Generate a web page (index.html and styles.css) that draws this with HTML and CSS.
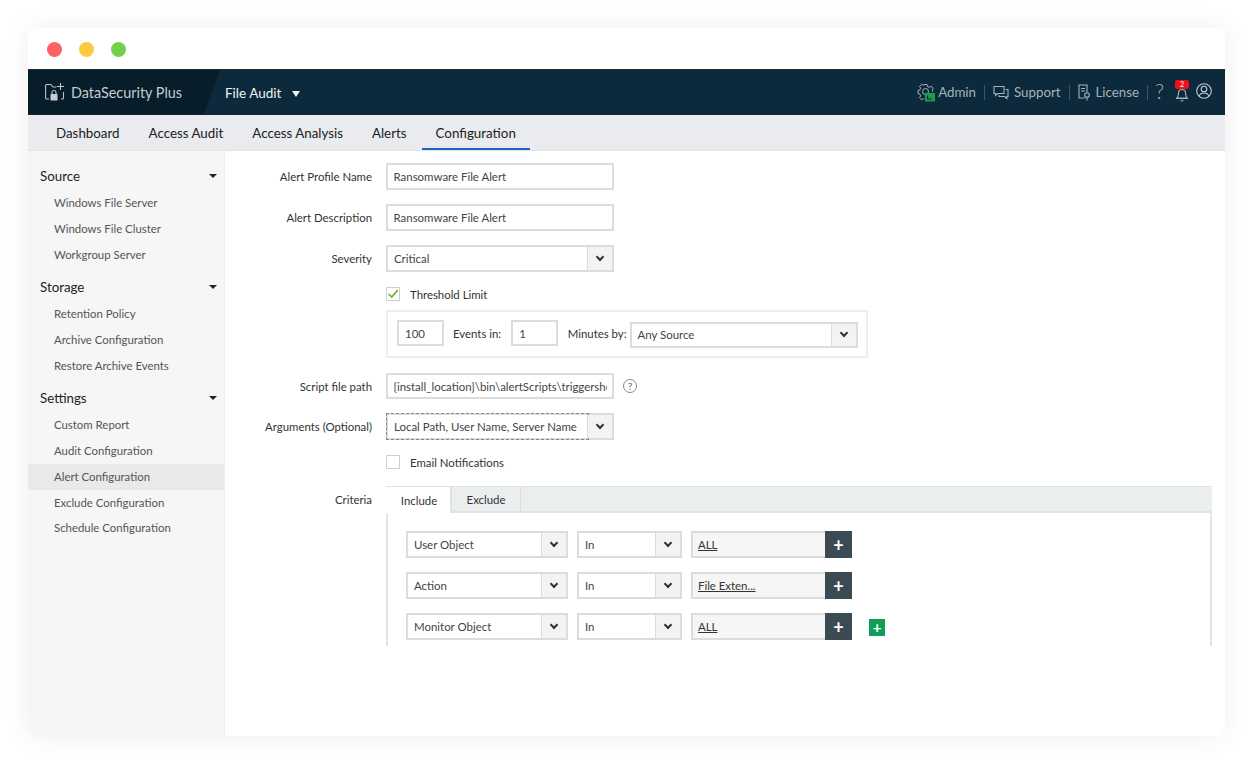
FILE: index.html
```html
<!DOCTYPE html>
<html lang="en">
<head>
<meta charset="utf-8">
<title>DataSecurity Plus</title>
<link rel="stylesheet" href="styles.css">
</head>
<body>
<div class="window">
  <div class="titlebar">
    <span class="dot red"></span><span class="dot yellow"></span><span class="dot green"></span>
  </div>
  <header class="header">
    <div class="brand">
      <svg class="logo" width="20" height="20" viewBox="0 0 20 20" fill="none" stroke="#b9c3ca" stroke-width="1.1">
        <path d="M4 17H1.500a1 1 0 0 1-.9-1V3.500a1 1 0 0 1 .9-1h4.500l2 2.500H11.500"/>
        <path d="M18.500 10v6a1 1 0 0 1-1 1H16"/>
        <path d="M15.500 1v7M12 4.500h7"/>
        <rect x="5.500" y="12" width="7" height="6.500" rx=".5" fill="#c6ced3" stroke="none"/>
        <path d="M7 12v-1.500a2 2 0 0 1 4 0V12"/>
      </svg>
      <span>DataSecurity Plus</span>
    </div>
    <div class="product"><span>File Audit</span><i class="product-caret"></i></div>
    <div class="tools">
      <svg class="tool-icon" width="18" height="19" viewBox="0 0 18 19" fill="none" stroke="#a7b3bb" stroke-width="1">
        <path d="M7 1.500h3l.5 2 1.800.8 1.900-1 2 2-1 1.900.6 1.500M1 7.500l1.800-.5.8-1.800-1-1.900 2-2 1.900 1L7 1.500M1 7.500v3l1.800.5.8 1.800-1 1.900 2 2 1.900-1 .8.300"/>
        <circle cx="8.500" cy="8.500" r="3"/>
        <rect x="8" y="10" width="10" height="8.500" fill="#1f9a4a" stroke="none"/>
        <path d="M10.500 12.500v3.500h4" stroke="#0c2a3a" stroke-width="1.200"/>
      </svg>
      <span class="tool">Admin</span><i class="sep"></i>
      <svg class="tool-icon support" width="16" height="15" viewBox="0 0 16 15" fill="none" stroke="#a7b3bb" stroke-width="1.100">
        <path d="M1 1.500h10v7H4.500L2.500 10.500V8.500H1z"/>
        <path d="M12.500 4.500H15v7h-1.200v2L11.500 11.500H6V10"/>
      </svg>
      <span class="tool">Support</span><i class="sep"></i>
      <svg class="tool-icon license" width="13" height="17" viewBox="0 0 13 17" fill="none" stroke="#a7b3bb" stroke-width="1.100">
        <path d="M7 14H1V1h8v7"/>
        <path d="M3 4.500h4M3 7h4"/>
        <circle cx="9" cy="11" r="2.300"/>
        <path d="M9 13.300V16.500"/>
      </svg>
      <span class="tool">License</span><i class="sep last"></i>
      <span class="help">?</span>
      <span class="bell">
        <svg width="14" height="16" viewBox="0 0 14 16" fill="none" stroke="#a7b3bb" stroke-width="1.100">
          <path d="M2 12c1-1 1.500-2 1.500-5a3.500 3.500 0 0 1 7 0c0 3 .5 4 1.500 5zM1 12.500h12M5.500 14.800h3"/>
        </svg>
        <b class="badge">2</b>
      </span>
      <svg class="user" width="16" height="16" viewBox="0 0 16 16" fill="none" stroke="#c3ccd2" stroke-width="1.100">
        <circle cx="8" cy="8" r="7.300"/>
        <circle cx="8" cy="6" r="2.800"/>
        <path d="M3 13c.8-2 2.500-3 5-3s4.200 1 5 3"/>
      </svg>
    </div>
  </header>
  <nav class="nav">
    <a class="nav-item">Dashboard</a>
    <a class="nav-item">Access Audit</a>
    <a class="nav-item">Access Analysis</a>
    <a class="nav-item">Alerts</a>
    <a class="nav-item active">Configuration</a>
  </nav>
  <div class="body">
    <aside class="sidebar">
      <h3 class="side-head">Source<i class="side-caret"></i></h3>
      <a class="side-link">Windows File Server</a>
      <a class="side-link">Windows File Cluster</a>
      <a class="side-link">Workgroup Server</a>
      <h3 class="side-head">Storage<i class="side-caret"></i></h3>
      <a class="side-link">Retention Policy</a>
      <a class="side-link">Archive Configuration</a>
      <a class="side-link">Restore Archive Events</a>
      <h3 class="side-head">Settings<i class="side-caret"></i></h3>
      <a class="side-link">Custom Report</a>
      <a class="side-link">Audit Configuration</a>
      <a class="side-link current">Alert Configuration</a>
      <a class="side-link">Exclude Configuration</a>
      <a class="side-link">Schedule Configuration</a>
    </aside>
    <main class="main">
      <div class="row r-name"><label class="label">Alert Profile Name</label><div class="field wide">Ransomware File Alert</div></div>
      <div class="row r-desc"><label class="label">Alert Description</label><div class="field wide">Ransomware File Alert</div></div>
      <div class="row r-sev"><label class="label">Severity</label>
        <div class="select wide"><span class="select-text">Critical</span><span class="select-btn"><i class="chev"></i></span></div></div>
      <div class="row r-thr"><label class="label"></label><span class="check checked"><svg width="14" height="12" viewBox="0 0 14 12" fill="none" stroke="#6db33f" stroke-width="2"><path d="M2 6l3.500 3.500L12.500 1.500"/></svg></span><span class="check-label">Threshold Limit</span></div>
      <div class="row r-box"><label class="label"></label>
        <div class="threshold">
          <div class="field small">100</div><span class="t1">Events in:</span>
          <div class="field small">1</div><span class="t2">Minutes by:</span>
          <div class="select source"><span class="select-text">Any Source</span><span class="select-btn"><i class="chev"></i></span></div>
        </div></div>
      <div class="row r-script"><label class="label">Script file path</label><div class="field wide script"><span class="clip">{install_location}\bin\alertScripts\triggershe</span></div><span class="qmark">?</span></div>
      <div class="row r-args"><label class="label">Arguments (Optional)</label>
        <div class="select wide focus"><span class="select-text">Local Path, User Name, Server Name</span><span class="select-btn"><i class="chev"></i></span></div></div>
      <div class="row r-mail"><label class="label"></label><span class="check"></span><span class="check-label">Email Notifications</span></div>
      <div class="row r-crit"><label class="label crit-label">Criteria</label>
        <div class="tabs">
          <div class="tabbar"><span class="tab on">Include</span><span class="tab">Exclude</span></div>
          <div class="crit-row">
            <div class="select c1"><span class="select-text">User Object</span><span class="select-btn"><i class="chev"></i></span></div>
            <div class="select c2"><span class="select-text">In</span><span class="select-btn"><i class="chev"></i></span></div>
            <div class="picker"><a class="pick-text">ALL</a><span class="pick-btn">+</span></div>
          </div>
          <div class="crit-row">
            <div class="select c1"><span class="select-text">Action</span><span class="select-btn"><i class="chev"></i></span></div>
            <div class="select c2"><span class="select-text">In</span><span class="select-btn"><i class="chev"></i></span></div>
            <div class="picker"><a class="pick-text">File Exten...</a><span class="pick-btn">+</span></div>
          </div>
          <div class="crit-row">
            <div class="select c1"><span class="select-text">Monitor Object</span><span class="select-btn"><i class="chev"></i></span></div>
            <div class="select c2"><span class="select-text">In</span><span class="select-btn"><i class="chev"></i></span></div>
            <div class="picker"><a class="pick-text">ALL</a><span class="pick-btn">+</span></div>
            <span class="add">+</span>
          </div>
        </div></div>
    </main>
  </div>
</div>
</body>
</html>
```

FILE: styles.css
```css
* { box-sizing: border-box; }
html, body { margin: 0; height: 100%; }
body {
  background: #fff;
  padding: 28px 29px 30px 28px;
  font-family: Lato, "Open Sans", sans-serif;
  color: #333;
  overflow: hidden;
}
.window {
  height: 708px;
  display: flex;
  flex-direction: column;
  background: #fff;
  border-radius: 8px;
  box-shadow: 0 0 28px rgba(0, 0, 0, .07);
  overflow: hidden;
}
.titlebar {
  height: 41px;
  flex: none;
  display: flex;
  align-items: center;
  gap: 17px;
  padding: 2px 0 0 19px;
  background: #fff;
}
.dot { width: 15px; height: 15px; border-radius: 50%; }
.red { background: #fc6264; }
.yellow { background: #fdc943; }
.green { background: #73cf4c; }
.header {
  height: 46px;
  flex: none;
  display: flex;
  align-items: center;
  background: linear-gradient(110deg, #071d29 0, #071d29 180px, #0c2a3b 181px, #0c2a3b 100%);
  border-top: 1px solid #222b30;
  border-bottom: 1px solid #16232b;
  color: #fff;
}
.brand {
  width: 197px;
  display: flex;
  align-items: center;
  gap: 6px;
  padding-left: 17px;
  font-size: 14.4px;
  color: #c3ccd2;
}
.logo { flex: none; }
.product {
  display: flex;
  align-items: center;
  padding-top: 1px;
  font-size: 13.5px;
  color: #f0f3f5;
}
.product-caret {
  margin-left: 11px;
  margin-top: 3px;
  border-left: 4.5px solid transparent;
  border-right: 4.5px solid transparent;
  border-top: 6px solid #f0f3f5;
}
.tools {
  margin-left: auto;
  display: flex;
  align-items: center;
  padding-right: 13px;
  font-size: 13.3px;
  color: #a7b3bb;
}
.tool-icon { margin-right: 3px; flex: none; }
.tool-icon.support, .tool-icon.license { margin-right: 5px; }
.tool { line-height: 20px; }
.sep { width: 1px; height: 15px; background: #2f5a72; margin: 0 8px; }
.sep.last { margin-right: 7px; }
.help { width: 9px; font-size: 21px; line-height: 20px; font-weight: 300; text-align: center; margin-top: -3px; }
.bell { position: relative; width: 14px; height: 16px; margin-left: 11px; margin-top: 3px; }
.bell svg { display: block; }
.badge {
  position: absolute;
  left: 0;
  top: -6px;
  width: 14px;
  height: 9px;
  border-radius: 2px;
  background: #e8121b;
  color: #fff;
  font-size: 7px;
  font-weight: 400;
  line-height: 9px;
  text-align: center;
}
.user { margin-left: 7px; margin-top: -2px; }
.nav {
  height: 36px;
  flex: none;
  display: flex;
  align-items: stretch;
  gap: 29px;
  padding-left: 28px;
  background: #e9ebef;
  border-bottom: 1px solid #e2e4e8;
}
.nav-item {
  display: flex;
  align-items: center;
  font-size: 13.35px;
  color: #222;
}
.nav-item.active {
  padding: 2px 14px 0;
  margin-left: -14px;
  margin-right: -14px;
  border-bottom: 2px solid #1f66c4;
}
.body { flex: 1; display: flex; min-height: 0; }
.sidebar {
  width: 197px;
  flex: none;
  padding-top: 12px;
  background: #f6f6f6;
  border-right: 1px solid #ececec;
}
.side-head {
  position: relative;
  height: 26px;
  margin: 0 0 1.2px;
  padding-left: 12px;
  font-size: 13.3px;
  font-weight: 400;
  line-height: 26px;
  color: #222;
}
.side-link + .side-head { margin-top: 6.9px; }
.side-caret {
  position: absolute;
  right: 7px;
  top: 11px;
  border-left: 4px solid transparent;
  border-right: 4px solid transparent;
  border-top: 4px solid #222;
}
.side-link {
  display: block;
  height: 25.7px;
  padding-left: 26px;
  font-size: 11.4px;
  line-height: 25.7px;
  color: #555;
}
.side-link.current { background: #e9e9e9; }
.main { flex: 1; padding-top: 12px; min-width: 0; }
.row { display: flex; align-items: center; }
.label {
  width: 147px;
  margin-right: 14px;
  flex: none;
  text-align: right;
  font-size: 11.4px;
  color: #333;
}
.field, .select {
  height: 27px;
  border: 2px solid #dcdcdc;
  background: #fff;
  font-size: 11.45px;
  color: #444;
}
.field { display: flex; align-items: center; padding-left: 5.5px; }
.wide { width: 228px; }
.select { display: flex; }
.select-text {
  flex: 1;
  min-width: 0;
  display: flex;
  align-items: center;
  padding-left: 6px;
  white-space: nowrap;
}
.select-btn {
  width: 25px;
  flex: none;
  display: flex;
  align-items: center;
  justify-content: center;
  background: #f3f3f3;
  border-left: 1px solid #dcdcdc;
}
.chev {
  width: 6px;
  height: 6px;
  margin-top: -3px;
  border-right: 2px solid #333;
  border-bottom: 2px solid #333;
  transform: rotate(45deg);
}
.r-desc, .r-sev { margin-top: 14px; }
.r-thr { margin-top: 15px; height: 14px; }
.check {
  width: 14px;
  height: 14px;
  flex: none;
  border: 1px solid #cfcfcf;
  background: #fff;
  display: flex;
  align-items: center;
  justify-content: center;
}
.check-label { margin-left: 10px; font-size: 11.4px; color: #333; }
.r-box { margin-top: 9px; }
.threshold {
  width: 482px;
  height: 48px;
  display: flex;
  align-items: center;
  padding-left: 9px;
  border: 2px solid #eeeeee;
  font-size: 11.4px;
  color: #333;
}
.small { width: 47px; height: 26px; margin-top: -2px; padding-left: 6px; }
.t1 { margin: -2px 10px 0 9px; }
.t2 { margin: -2px 3px 0 9.5px; }
.source { width: 228px; height: 26px; margin-top: 1px; }
.r-script { margin-top: 15px; }
.script { height: 26px; padding-right: 5px; }
.clip { flex: 1; min-width: 0; white-space: nowrap; overflow: hidden; }
.qmark {
  width: 14px;
  height: 14px;
  margin-left: 9px;
  border: 1px solid #888;
  border-radius: 50%;
  font-size: 10px;
  line-height: 12px;
  text-align: center;
  color: #666;
}
.r-args { margin-top: 14px; }
.focus .select-text { outline: 1px dashed #888; outline-offset: 1px; }
.r-mail { margin-top: 15px; height: 14px; }
.r-crit { margin-top: 17px; align-items: flex-start; }
.crit-label { margin-top: 7px; }
.tabs {
  width: 826px;
  height: 160px;
  border-left: 2px solid #e4e4e4;
  border-right: 2px solid #e4e4e4;
}
.tabbar {
  height: 27px;
  margin: 0 -2px 18px;
  display: flex;
  background: #ebeeef;
  border-top: 1px solid #e2e2e2;
  border-bottom: 2px solid #e2e2e2;
  font-size: 11.4px;
  color: #333;
}
.tab {
  width: 69px;
  display: flex;
  align-items: center;
  justify-content: center;
  border-right: 1px solid #dcdcdc;
}
.tab.on {
  width: 66px;
  height: 26px;
  background: #fff;
  border-right: 2px solid #e2e2e2;
  padding-left: 2px;
}
.crit-row { display: flex; align-items: center; padding-left: 18px; height: 27px; margin-bottom: 14px; }
.c1 { width: 162px; }
.c2 { width: 105px; margin-left: 9px; }
.picker {
  width: 161px;
  height: 27px;
  margin-left: 9px;
  display: flex;
  background: #f6f6f6;
  border: 2px solid #dcdcdc;
  border-right: 0;
  font-size: 11.4px;
  color: #333;
}
.pick-text { flex: 1; padding-left: 5px; line-height: 23px; text-decoration: underline; }
.pick-btn {
  width: 27px;
  margin: -2px 0;
  background: #3c4a54;
  color: #fff;
  font-size: 18px;
  font-weight: 700;
  line-height: 28px;
  text-align: center;
}
.add {
  width: 16px;
  height: 17px;
  margin-left: 17px;
  margin-top: 2px;
  background: #0f9d58;
  color: #fff;
  font-size: 15px;
  font-weight: 700;
  line-height: 16px;
  text-align: center;
}
```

• **What the task asks**
Pick out the lines that have the word "styles". Copy them all.

• **Answer to the task**
Generate a web page (index.html and styles.css) that draws this with HTML and CSS.
<link rel="stylesheet" href="styles.css">
FILE: styles.css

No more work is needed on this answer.